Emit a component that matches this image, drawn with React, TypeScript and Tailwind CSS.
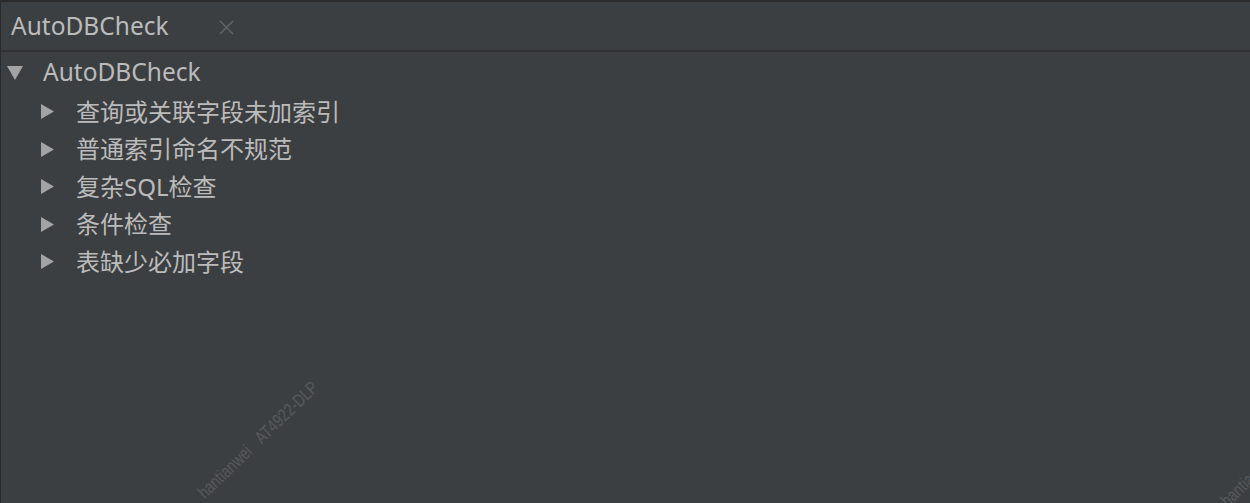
const items = [
  "查询或关联字段未加索引",
  "普通索引命名不规范",
  "复杂SQL检查",
  "条件检查",
  "表缺少必加字段",
];

const font = { fontFamily: '"Microsoft YaHei", "Noto Sans", "Noto Sans CJK SC", sans-serif' };
const markFont = { fontFamily: '"Liberation Sans", sans-serif' };

function Down() {
  return (
    <svg width="16" height="14" viewBox="0 0 16 14">
      <path d="M0 0 H16 L8 14 Z" fill="#a3a3a3" />
    </svg>
  );
}

function Right() {
  return (
    <svg width="13" height="15" viewBox="0 0 13 15">
      <path d="M0 0 L13 7.5 L0 15 Z" fill="#a3a3a3" />
    </svg>
  );
}

function Close() {
  return (
    <svg width="15" height="15" viewBox="0 0 15 15">
      <path d="M1 1 L14 14 M14 1 L1 14" stroke="#5e6366" strokeWidth="1.6" />
    </svg>
  );
}

export default function App() {
  return (
    <div
      className="relative h-[503px] w-[1250px] overflow-hidden border-t-2 border-l border-[#2b2b2b] bg-[#3c3f41] text-[#bbbbbb]"
      style={font}
    >
      <div className="flex h-[50px] items-center border-b-2 border-[#323232]">
        <span className="pl-[10px] text-[24.5px] leading-none">AutoDBCheck</span>
        <span className="ml-[50px] mt-[2px]"><Close /></span>
      </div>
      <div className="flex h-[41px] items-center">
        <span className="ml-[6px]"><Down /></span>
        <span className="ml-[20px] text-[24.5px] leading-none">AutoDBCheck</span>
      </div>
      <div className="flex flex-col">
        {items.map((t) => (
          <div key={t} className="flex h-[37.5px] items-center">
            <span className="ml-[40px]"><Right /></span>
            <span className="ml-[22px] text-[24px] leading-none">{t}</span>
          </div>
        ))}
      </div>
      <div
        className="pointer-events-none absolute left-[257px] top-[438px] -translate-x-1/2 -translate-y-1/2 rotate-[-44deg] scale-x-[0.78] whitespace-nowrap text-[18px] leading-none text-[#56595c]"
        style={markFont}
      >
        hantianwei&nbsp;&nbsp;&nbsp;AT4922-DLP
      </div>
      <div
        className="pointer-events-none absolute left-[1280px] top-[446px] -translate-x-1/2 -translate-y-1/2 rotate-[-44deg] scale-x-[0.78] whitespace-nowrap text-[18px] leading-none text-[#56595c]"
        style={markFont}
      >
        hantianwei&nbsp;&nbsp;&nbsp;AT4922-DLP
      </div>
    </div>
  );
}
:::
** AIM **
Leave out the pictures and give the listing above again exactly.

** SOLUTION **
Emit a component that matches this image, drawn with React, TypeScript and Tailwind CSS.
const items = [
  "查询或关联字段未加索引",
  "普通索引命名不规范",
  "复杂SQL检查",
  "条件检查",
  "表缺少必加字段",
];

const font = { fontFamily: '"Microsoft YaHei", "Noto Sans", "Noto Sans CJK SC", sans-serif' };
const markFont = { fontFamily: '"Liberation Sans", sans-serif' };

function Down() {
  return (
    <svg width="16" height="14" viewBox="0 0 16 14">
      <path d="M0 0 H16 L8 14 Z" fill="#a3a3a3" />
    </svg>
  );
}

function Right() {
  return (
    <svg width="13" height="15" viewBox="0 0 13 15">
      <path d="M0 0 L13 7.5 L0 15 Z" fill="#a3a3a3" />
    </svg>
  );
}

function Close() {
  return (
    <svg width="15" height="15" viewBox="0 0 15 15">
      <path d="M1 1 L14 14 M14 1 L1 14" stroke="#5e6366" strokeWidth="1.6" />
    </svg>
  );
}

export default function App() {
  return (
    <div
      className="relative h-[503px] w-[1250px] overflow-hidden border-t-2 border-l border-[#2b2b2b] bg-[#3c3f41] text-[#bbbbbb]"
      style={font}
    >
      <div className="flex h-[50px] items-center border-b-2 border-[#323232]">
        <span className="pl-[10px] text-[24.5px] leading-none">AutoDBCheck</span>
        <span className="ml-[50px] mt-[2px]"><Close /></span>
      </div>
      <div className="flex h-[41px] items-center">
        <span className="ml-[6px]"><Down /></span>
        <span className="ml-[20px] text-[24.5px] leading-none">AutoDBCheck</span>
      </div>
      <div className="flex flex-col">
        {items.map((t) => (
          <div key={t} className="flex h-[37.5px] items-center">
            <span className="ml-[40px]"><Right /></span>
            <span className="ml-[22px] text-[24px] leading-none">{t}</span>
          </div>
        ))}
      </div>
      <div
        className="pointer-events-none absolute left-[257px] top-[438px] -translate-x-1/2 -translate-y-1/2 rotate-[-44deg] scale-x-[0.78] whitespace-nowrap text-[18px] leading-none text-[#56595c]"
        style={markFont}
      >
        hantianwei&nbsp;&nbsp;&nbsp;AT4922-DLP
      </div>
      <div
        className="pointer-events-none absolute left-[1280px] top-[446px] -translate-x-1/2 -translate-y-1/2 rotate-[-44deg] scale-x-[0.78] whitespace-nowrap text-[18px] leading-none text-[#56595c]"
        style={markFont}
      >
        hantianwei&nbsp;&nbsp;&nbsp;AT4922-DLP
      </div>
    </div>
  );
}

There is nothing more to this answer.